Recently, we were asked about a concept authored by a former technology executive at Citrix (yes, those folks) back in 2012 regarding a potential end to end secure voting system.  But that was actually part of a larger question: whether and to what extent digital security must now live beneath the operating system software layer rather than on top of it.  The author’s ideas for an online voting system are laudable and his credentials are credible. His follow-on article last year (2015) is interesting, and more to the point of hardware-level security alluded to in the first article.  I offer a couple of comments below including some points by our CTO on this approach because it is something baked into ElectOS.

First, we agree that a hardware root of trust is an essential ingredient for any trustworthy computing device running mission critical software.  The author, Ahmed Sallam (now CEO at DeepSAFE Technology) rightly points that out, but we doubt that Citrix has an existing product that can safely run an Internet Voting client.  We’d love to be proven wrong on that, but it does not change the fact that the core problem is one of successfully combining many ingredients.  This is one of the well known ingredients.

There is, from my perspective a well-developed and detailed technical white paper providing a worked example of a hardware root of trust from Apple for its iOS mobile operating system.  This hardware rooted security layer has allowed Apple to develop Apple Pay and their biometric authentication management system (you can see a very good overview video here (may require Safari Browser to watch) of how it works).  For those wishing to dive deeper, here is the NIST Draft Guidelines for Hardware Rooted Security in Mobile Devices.

At a deeper level of detail, our CTO (John Sebes) agrees with the technical architecture for the server side, but he believes that for the client side, Ahmed’s approach is a bit of overkill.  As John observes, “If I understand it right, the Sallam model seeks to allow trusted and un-trusted code to run on a device, with a full operating system and all.”

So, the client architecture that John and the TrustTheVote Project have been advocating from the beginning, starts with a consumer device that has a hardware root of trust and a hypervisor that can validate a boot image as coming from a trustworthy source. John reports that we nearly have that today.  And it has to have the ability to do both:

  • a normal local boot into a full service mobile device OS to work as a phone browser, etc.; and
  • a boot from an external physical device with the boot image for something else.

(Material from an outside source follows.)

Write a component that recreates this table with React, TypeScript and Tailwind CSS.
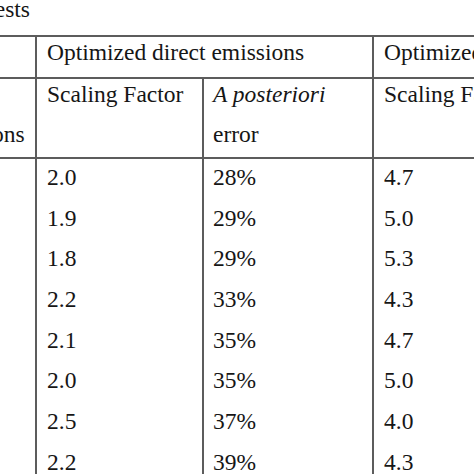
import React from "react";

const rows: [string, string, string][] = [
  ["2.0", "28%", "4.7"],
  ["1.9", "29%", "5.0"],
  ["1.8", "29%", "5.3"],
  ["2.2", "33%", "4.3"],
  ["2.1", "35%", "4.7"],
  ["2.0", "35%", "5.0"],
  ["2.5", "37%", "4.0"],
  ["2.2", "39%", "4.3"],
];

export default function App() {
  return (
    <div
      className="w-[474px] h-[474px] overflow-hidden bg-white text-[#161616] text-[23.5px]"
      style={{ fontFamily: '"Liberation Serif", "Times New Roman", serif' }}
    >
      <div className="h-[35px] w-[30px] flex justify-end whitespace-nowrap leading-[18px]">
        <span>Table 3. Results of the sensitivity tests</span>
      </div>
      <div className="ml-[-84px] w-[800px] border-t-2 border-[#5c5c5c] whitespace-nowrap">
        {/* header row 1 */}
        <div className="flex h-[42px] border-b-2 border-[#5c5c5c] leading-[30px]">
          <div className="w-[121px] shrink-0 border-r-2 border-[#5c5c5c]" />
          <div className="w-[337px] shrink-0 border-r-2 border-[#5c5c5c] pl-[10px]">
            Optimized direct emissions
          </div>
          <div className="w-[300px] shrink-0 pl-[10px]">Optimized total emissions</div>
        </div>
        {/* header row 2 */}
        <div className="flex h-[80px] border-b-2 border-[#5c5c5c] leading-[30px]">
          <div className="w-[121px] shrink-0 border-r-2 border-[#5c5c5c] pl-[12px] flex flex-col gap-[10px]">
            <div>Prior</div>
            <div>Emissions</div>
          </div>
          <div className="w-[167px] shrink-0 border-r-2 border-[#5c5c5c] pl-[10px]">
            Scaling Factor
          </div>
          <div className="w-[170px] shrink-0 border-r-2 border-[#5c5c5c] pl-[9px] flex flex-col gap-[10px]">
            <div className="italic">A posteriori</div>
            <div>error</div>
          </div>
          <div className="w-[300px] shrink-0 pl-[10px]">Scaling Factor</div>
        </div>
        {/* data */}
        {rows.map((r, i) => (
          <div key={i} className="flex h-[40.7px] leading-[36px]">
            <div className="w-[121px] shrink-0 border-r-2 border-[#5c5c5c]" />
            <div className="w-[167px] shrink-0 border-r-2 border-[#5c5c5c] pl-[10px]">{r[0]}</div>
            <div className="w-[170px] shrink-0 border-r-2 border-[#5c5c5c] pl-[9px]">{r[1]}</div>
            <div className="w-[300px] shrink-0 pl-[10px]">{r[2]}</div>
          </div>
        ))}
      </div>
    </div>
  );
}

One such “something else” will probably be a banking App, but the one we’re interested in is a Voting (ballot casting) App — with a single purpose: it runs only that one App and the SW stack under it, immune to malware, etc.  That’s not even that hard, but there are interesting PKI (Public Key Infrastructure) issues for ensuring that a given voting App is the real {authentic | authorized} voting App, and performing strong authentication of the user-voter, etc.

Now for the “But…” part of this.  Fundamentally, we agree with Ahmed’s vision and concept; however, Citrix will be a potential player in the iVoting technology arena if and only if it is a major player in the mobile computing technology computing ecosystem.  From what we can tell, Citrix is moving in that direction.

So to summarize, at the end of the day,

  1. Do we believe Citrix has a solution for iVoting? No.
  2. Do we believe the author of both articles referenced here, Ahmed Sallam (now since departed from Citrix and CEO of DeepSAFE) has a credible vision and concept for online voting? Yes.
  3. Do we believe that concept is complete and in terms of what we understand about the totality of the problem? No.
  4. Will the hardware root of trust (hardware layer security below the operating system), such as the elegant model embodied in iOS and articulated by the NIST Guidelines be a key ingredient going forward? Yes.
  5. Are we (anyone) there yet for a voting App/system? No.